Port 113 isn't "stealthed" for a simple and good reason: Many servers, especially FTP, IRC and SMTP-servers, send an IDENT-request to your PCs port 113 when you try to connect to them. It's the equivalent of you knocking at a door and them asking "Who's there?".
If you drop that request ("Stealth your machine"), that request gets lost. So the server will wait for a reply until hitting a timeout, and will only let you proceed once it has found out that you aren't willing or able to reply (and normally, timeout can be between 30 seconds and 2 minutes...).

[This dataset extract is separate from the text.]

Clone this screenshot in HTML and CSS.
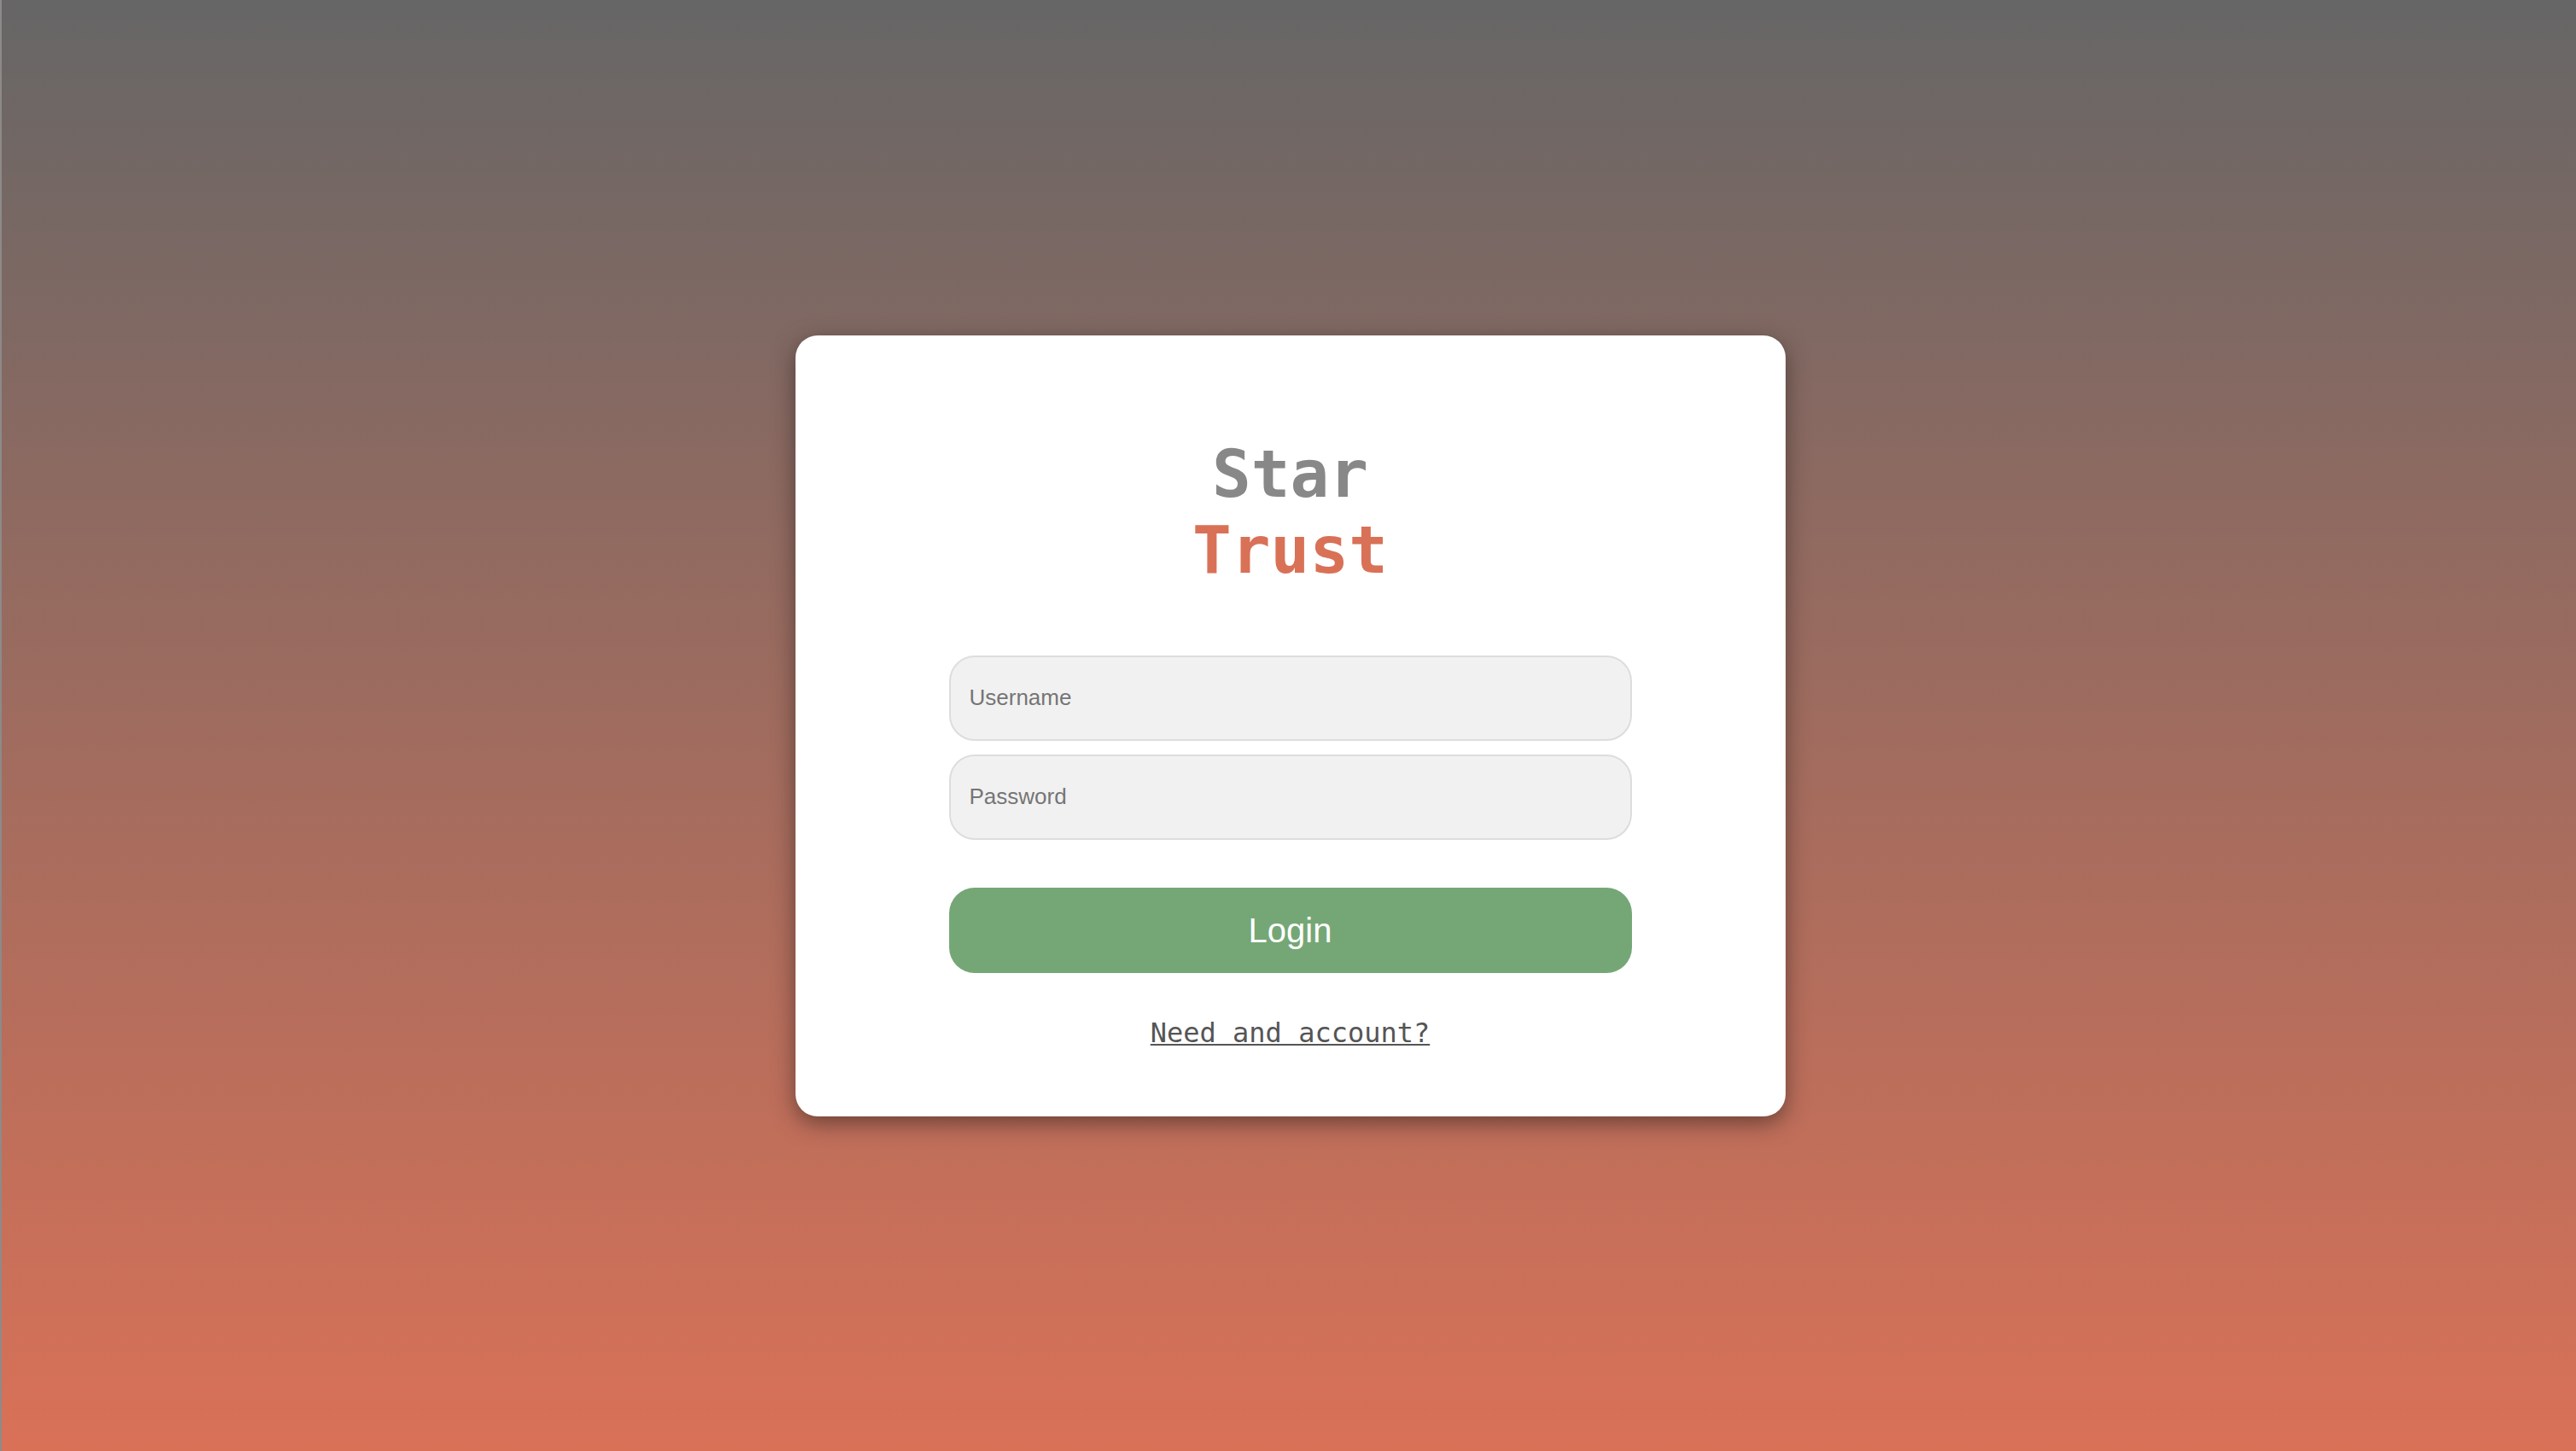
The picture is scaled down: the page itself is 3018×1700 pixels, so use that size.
FILE: index.html
```html
<!DOCTYPE html>
<html lang="en">
<head>
<meta charset="utf-8">
<title>Star Trust — Login</title>
<link rel="stylesheet" href="styles.css">
</head>
<body>
<main class="page">
  <form class="card" onsubmit="return false;">
    <h1 class="brand">
      <span class="brand-star">Star</span>
      <span class="brand-trust">Trust</span>
    </h1>
    <div class="fields">
      <input class="field" type="text" placeholder="Username">
      <input class="field" type="password" placeholder="Password">
    </div>
    <button class="login" type="submit">Login</button>
    <a class="signup" href="#">Need and account?</a>
  </form>
</main>
</body>
</html>
```

FILE: styles.css
```css
* {
  box-sizing: border-box;
}

html, body {
  margin: 0;
  padding: 0;
  height: 100%;
}

body {
  background: linear-gradient(to bottom, #666666 0%, #d97157 100%);
  border-left: 2px solid #8d8a89;
  font-family: "Liberation Sans", Arial, sans-serif;
}

.page {
  height: 100vh;
  padding-left: 3px;
  display: flex;
  align-items: center;
  justify-content: center;
}

.card {
  width: 1160px;
  background: #ffffff;
  border-radius: 26px;
  box-shadow: 0 8px 26px rgba(40, 30, 28, 0.55);
  padding: 118px 180px 79px;
  display: flex;
  flex-direction: column;
}

.brand {
  margin: 0;
  font-family: "DejaVu Sans Mono", "Liberation Mono", monospace;
  font-weight: bold;
  font-size: 76px;
  line-height: normal;
  text-align: center;
  display: flex;
  flex-direction: column;
  align-items: center;
}

.brand-star {
  color: #888888;
}

.brand-trust {
  color: #d97157;
}

.fields {
  margin-top: 79px;
  display: flex;
  flex-direction: column;
  gap: 16px;
}

.field {
  width: 100%;
  height: 100px;
  border: 2px solid #dddddd;
  border-radius: 30px;
  background: #f1f1f1;
  padding: 0 22px;
  font-family: "Liberation Sans", Arial, sans-serif;
  font-size: 26px;
  color: #333333;
  outline: none;
}

.field::placeholder {
  color: #757575;
}

.login {
  margin-top: 56px;
  width: 100%;
  height: 100px;
  border: none;
  border-radius: 30px;
  background: #75a776;
  color: #ffffff;
  font-family: "Liberation Sans", Arial, sans-serif;
  font-size: 40px;
  padding-top: 2px;
  cursor: pointer;
}

.signup {
  margin-top: 51px;
  align-self: center;
  font-family: "DejaVu Sans Mono", "Liberation Mono", monospace;
  font-size: 32px;
  line-height: normal;
  color: #555555;
  text-decoration: underline;
  text-decoration-thickness: 2px;
  text-underline-offset: 2px;
}
```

If port 113 is closed instead of "stealthed", your machine will immediately reply with "Port 113? What's that supposed to do?", so the server will immediately know that you don't use the IDENT protocoll and act accordingly.

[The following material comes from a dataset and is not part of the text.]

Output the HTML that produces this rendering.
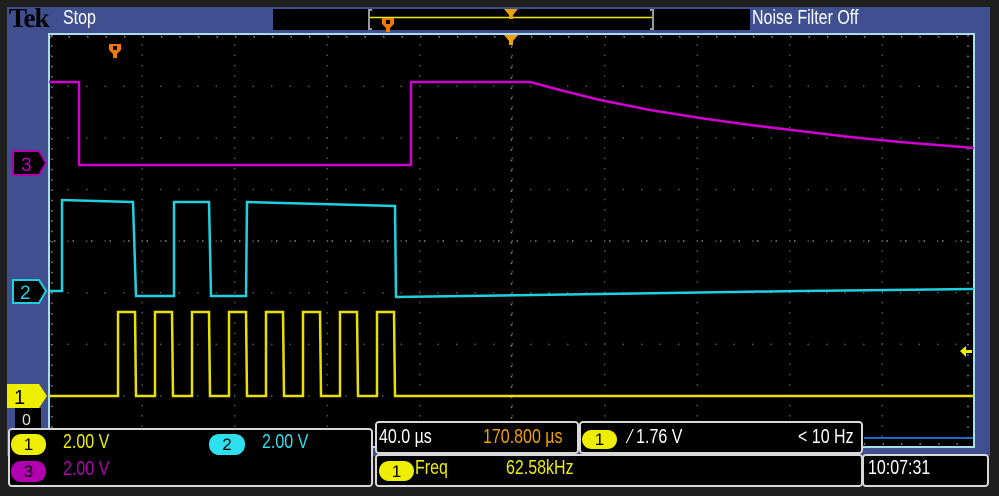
<!DOCTYPE html>
<html><head><meta charset="utf-8"><style>
body{margin:0;width:999px;height:496px;background:#1f1f1f;overflow:hidden;font-family:"Liberation Sans",sans-serif;position:relative}
.a{position:absolute}
.t{font-size:20px;transform:scaleX(.8);transform-origin:0 0;white-space:nowrap}
.badge{position:absolute;border-radius:10px;text-align:center;font-size:17px;color:#000;line-height:21px}
.box{position:absolute;background:#000;border:2px solid #d8d8d8;border-radius:4px;box-sizing:border-box}
</style></head><body>
<div class="a" style="left:7px;top:7px;width:983px;height:449px;background:#3f4f90"></div>
<div class="a" style="left:9px;top:3px;font-family:'Liberation Serif',serif;font-weight:bold;font-size:27px;color:#000;letter-spacing:-1px">Tek</div>
<div class="a t" style="left:63px;top:7px;color:#fff">Stop</div>
<div class="a" style="left:273px;top:9px;width:477px;height:21px;background:#000"></div>
<div class="a t" style="left:752px;top:7px;color:#fff">Noise Filter Off</div>
<svg class="a" style="left:0;top:0" width="999" height="496">
<g stroke="#999" stroke-width="2" fill="none"><path d="M372 10h-3v19h3M650 10h3v19h-3"/></g>
<line x1="370" y1="17.5" x2="652" y2="17.5" stroke="#ee0" stroke-width="1.5"/>
<path d="M382 18h12v6l-4 4v4h-4v-4l-4-4z" fill="#f07a00"/><path d="M386 20h4v4h-4z" fill="#000"/>
<path d="M504 9h14l-5 6v4h-4v-4z" fill="#f0a000"/>
<rect x="49" y="34" width="925" height="413" fill="#000" stroke="#a8dcf0" stroke-width="2"/>
<defs>
<pattern id="d" x="49" y="34" width="18.5" height="51.6" patternUnits="userSpaceOnUse"><rect x="0" y="0" width="1.5" height="1.5" fill="#555"/></pattern>
<pattern id="e" x="49" y="34" width="92.5" height="10.3" patternUnits="userSpaceOnUse"><rect x="0" y="0" width="1.5" height="1.5" fill="#555"/></pattern>
</defs>
<rect x="50" y="35" width="923" height="411" fill="url(#d)"/>
<rect x="50" y="35" width="923" height="411" fill="url(#e)"/>
<g stroke="#888" stroke-width="1.5">
<path d="M50 37h920M50 444h920" stroke-dasharray="1.5 17"/>
<path d="M52 35v412M968 35v412" stroke-dasharray="1.5 8.8"/>
<path d="M54 241h915" stroke-dasharray="1.5 17"/>
<path d="M511.5 36v410" stroke-dasharray="1.5 8.8"/>
</g>
<path d="M504 35h14l-5 6v4h-4v-4z" fill="#f0a000"/>
<path d="M109 44h12v6l-4 4v4h-4v-4l-4-4z" fill="#f07a00"/><path d="M113 46h4v4h-4z" fill="#000"/>
<polyline fill="none" stroke="#d000d0" stroke-width="2.5" points="49,82 79,82 79,165 411,165 411,82 530,82 560,90 600,100 650,110 700,118 750,125 800,131 850,137 900,142 974,148"/>
<polyline fill="none" stroke="#20d0e0" stroke-width="2.5" points="50,291 62,291 62,200 133,202 136,296 174,296 174,202 209,202 211,296 246,296 247,202 395,206 396,297 600,294 800,291 974,289"/>
<polyline fill="none" stroke="#e8e000" stroke-width="2.5" points="50,396 118,396 118,312 135,312 136,396 155,396 155,312 172,312 173,396 192,396 192,312 209,312 210,396 229,396 229,312 246,312 247,396 266,396 266,312 283,312 284,396 303,396 303,312 320,312 321,396 340,396 340,312 357,312 358,396 377,396 377,312 394,312 395,396 974,396"/>
<path d="M960 351l6-5v4h6v3h-6v4z" fill="#ee0"/>
<line x1="864" y1="438" x2="973" y2="438" stroke="#1e90ff" stroke-width="1.5"/>
<path d="M13 151h26l7 12-7 12h-26z" fill="#000" stroke="#b000b0" stroke-width="2"/>
<path d="M13 280h26l7 11-7 12h-26z" fill="#000" stroke="#20d0e0" stroke-width="2"/>
<path d="M7 384h32l8 12-8 12h-32z" fill="#ee0"/>
<rect x="15" y="408" width="26" height="20" fill="#000"/>
<text x="21" y="171" font-family="Liberation Sans" font-size="19" fill="#c000c0">3</text>
<text x="20" y="299" font-family="Liberation Sans" font-size="19" fill="#20d0e0">2</text>
<text x="14" y="404" font-family="Liberation Sans" font-size="20" fill="#000">1</text>
<text x="22" y="425" font-family="Liberation Sans" font-size="16" fill="#ddd">0</text>
</svg>
<div class="box" style="left:8px;top:428px;width:365px;height:59px"></div>
<div class="badge" style="left:11px;top:434px;width:35px;height:21px;background:#ee0">1</div>
<div class="a t" style="left:63px;top:431px;color:#ee0">2.00 V</div>
<div class="badge" style="left:209px;top:434px;width:36px;height:21px;background:#2ee0ee">2</div>
<div class="a t" style="left:262px;top:431px;color:#2ee0ee">2.00 V</div>
<div class="badge" style="left:11px;top:461px;width:35px;height:21px;background:#b000b0">3</div>
<div class="a t" style="left:63px;top:458px;color:#b000b0">2.00 V</div>
<div class="box" style="left:375px;top:421px;width:204px;height:33px"></div>
<div class="a t" style="left:379px;top:426px;color:#fff">40.0 µs</div>
<div class="a t" style="left:483px;top:426px;color:#f0a000">170.800 µs</div>
<div class="box" style="left:579px;top:421px;width:284px;height:33px"></div>
<div class="badge" style="left:582px;top:430px;width:35px;height:19px;background:#ee0;line-height:19px">1</div>
<div class="a t" style="left:629px;top:426px;color:#fff">⁄ 1.76 V</div>
<div class="a t" style="left:798px;top:426px;color:#fff">&lt; 10 Hz</div>
<div class="box" style="left:375px;top:454px;width:488px;height:33px"></div>
<div class="badge" style="left:379px;top:461px;width:35px;height:20px;background:#ee0">1</div>
<div class="a t" style="left:415px;top:457px;color:#ee0">Freq</div>
<div class="a t" style="left:506px;top:457px;color:#ee0">62.58kHz</div>
<div class="box" style="left:862px;top:454px;width:127px;height:33px"></div>
<div class="a t" style="left:868px;top:457px;color:#fff">10:07:31</div>
</body></html>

The only usefulness I've ever seen is reducing the possibility of operating system fingerprinting - it's hard to identify a system that doesn't respond. It's still vulnerable to non-standard packet attacks (oversize, mangled, etc.), security holes in the operating system, and configuration blunders.
Hate to tell you this, but NO port scanners send a packet and then wait for the response any more - the better ones may send thousands of probes IN PARALLEL limited only by the attacker's bandwidth and the amount of RAM in his computer. Even the common worms run parallel attacks.

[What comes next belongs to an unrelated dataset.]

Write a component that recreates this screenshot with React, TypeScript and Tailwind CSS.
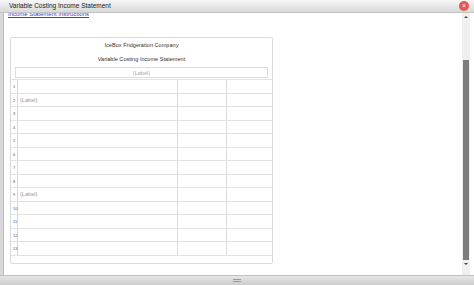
const rows = Array.from({ length: 13 }, (_, i) => ({
  n: i + 1,
  label: i === 1 || i === 8 ? "(Label)" : "",
}));

function Row({ n, label }: { n: number; label: string }) {
  return (
    <div className="flex h-[13.5px] border-b border-[#e2e2e2]">
      <div className="w-[7px] border-r border-[#d6d6d6] text-[4px] leading-[13px] text-[#555] pl-[2px]">{n}</div>
      <div className="w-[160px] border-r border-[#dcdcdc] text-[5.6px] leading-[13px] text-[#9a9a9a] pl-[2px]">{label}</div>
      <div className="w-[49px] border-r border-[#dcdcdc]"></div>
      <div className="w-[46px]"></div>
    </div>
  );
}

export default function App() {
  return (
    <div className="w-[474px] h-[285px] flex flex-col bg-white overflow-hidden font-['Liberation_Sans',Arial,sans-serif]">
      <div className="relative z-10 h-[13px] flex items-center justify-between bg-gradient-to-b from-[#f7f7f7] to-[#d9d9d9] border-b border-[#c4c4c4] pl-[9px] pr-[5px]">
        <span className="text-[6.5px] text-[#222]">Variable Costing Income Statement</span>
        <span className="w-[10px] h-[10px] rounded-full bg-[#e25a4c] text-white text-[7px] leading-[10px] text-center">×</span>
      </div>
      <div className="flex-1 flex min-h-0">
        <div className="w-[4px] bg-[#d8d8d8] border-r border-[#bdbdbd]"></div>
        <div className="flex-1 overflow-hidden">
          <div className="-mt-[3px] pl-[4px] text-[6px] leading-[8px]">
            <a href="#" className="text-[#3344cc] underline">Income Statement Instructions</a>
          </div>
          <div className="mt-[19px] ml-[6px] w-[263px] h-[227px] border border-[#dadada] rounded-[2px] bg-white">
            <div className="text-center text-[5.6px] text-[#333] leading-[8px] pt-[3px]">IceBox Fridgeration Company</div>
            <div className="text-center text-[5.6px] text-[#333] leading-[8px] mt-[6px]">Variable Costing Income Statement</div>
            <div className="mx-[4px] mt-[4px] h-[11px] border border-[#dddddd] text-center text-[5.6px] leading-[10px] text-[#aaa]">(Label)</div>
            <div className="mt-[1px] border-t border-[#e2e2e2] w-[262px]">
              {rows.map((r) => (
                <Row key={r.n} n={r.n} label={r.label} />
              ))}
            </div>
          </div>
        </div>
        <div className="w-[8px] flex flex-col bg-[#f0f0f0] mr-[4px]">
          <div className="h-[8px] flex items-center justify-center">
            <div className="w-0 h-0 border-l-[2px] border-r-[2px] border-b-[2px] border-l-transparent border-r-transparent border-b-[#444]"></div>
          </div>
          <div className="h-[39px]"></div>
          <div className="h-[200px] bg-[#7d7d7d] mx-[1px]"></div>
          <div className="h-[8px] flex items-center justify-center">
            <div className="w-0 h-0 border-l-[2px] border-r-[2px] border-t-[2px] border-l-transparent border-r-transparent border-t-[#444]"></div>
          </div>
        </div>
      </div>
      <div className="h-[10px] flex items-center justify-center bg-gradient-to-b from-[#e6e6e6] to-[#cccccc] border-t border-[#c0c0c0]">
        <div className="w-[8px] h-[3px] border-y border-[#9a9a9a]"></div>
      </div>
    </div>
  );
}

Knowledge is often more useful than assumptions based on misinformation.
HUH??? Maybe you want to rephrase that. The "host unreachable" response comes from the router upstream - not out of thin air.
See if you can follow this. (NOTE: IPs munged to protect the lusers.) First, a trace to a working web server:
21 XXX.XXX.0.142 (XXX.XXX.0.142) 360.166 ms 319.288 ms 429.845 ms
22 yamaha.tpi.XXX (XXX.XXX.121.194) 329.807 ms 309.331 ms 309.864 ms
23 www.tpnet.XXX (XXX.XXX.121.237) 329.744 ms 329.413 ms 299.859 ms [compton ~]$
The trace ends at the web site, without an error indication. Next, a trace to a non-existent or dead host:
14 slkcic02.eli.XXX (XXX.XXX.52.53) 360.166 ms 319.288 ms 429.845 ms
15 XXX.XXX.218.10 (XXX.XXX.218.10) 402.974 ms 390.329 ms 440.299 ms
16 XXX.XXX.219.251 (XXX.XXX.219.251) 412.118 ms !h [compton ~]$
The '!h' indicate that the listed host (some kind of router, maybe a Cyclades) sent back an ICMP Type 3 Code 1 (Host Unreachable) error.
lists most of the other types/codes, but see also RFC0792.
And the trace to a stealthed web server:
14 r-rm6-vl19.opb.interbusiness.XXX (XXX.XXX.5.14) 309.55 ms 351.245 mx
15 XXX.XXX.81.42 (XXX.XXX.81.42) 300.842 ms 239.133 ms 239.409 ms
16 * **
17 ** *
18 * **
19 ** *
20 * * *
By using a different tool that users don't think about, I know that host 16 is a Cisco 7000 series router, host 17 is a firewall of some kind, and the web server is host 18.
Your headers suggest you are using windoze - probably XP, which means you are using the b0rken version of "tracerout" (a very crippled version of the original Unix "traceroute"). That only uses a ping (ICMP echo) that many hosts drop, so if you try this, you may see even stranger things. Broken tools = poor results.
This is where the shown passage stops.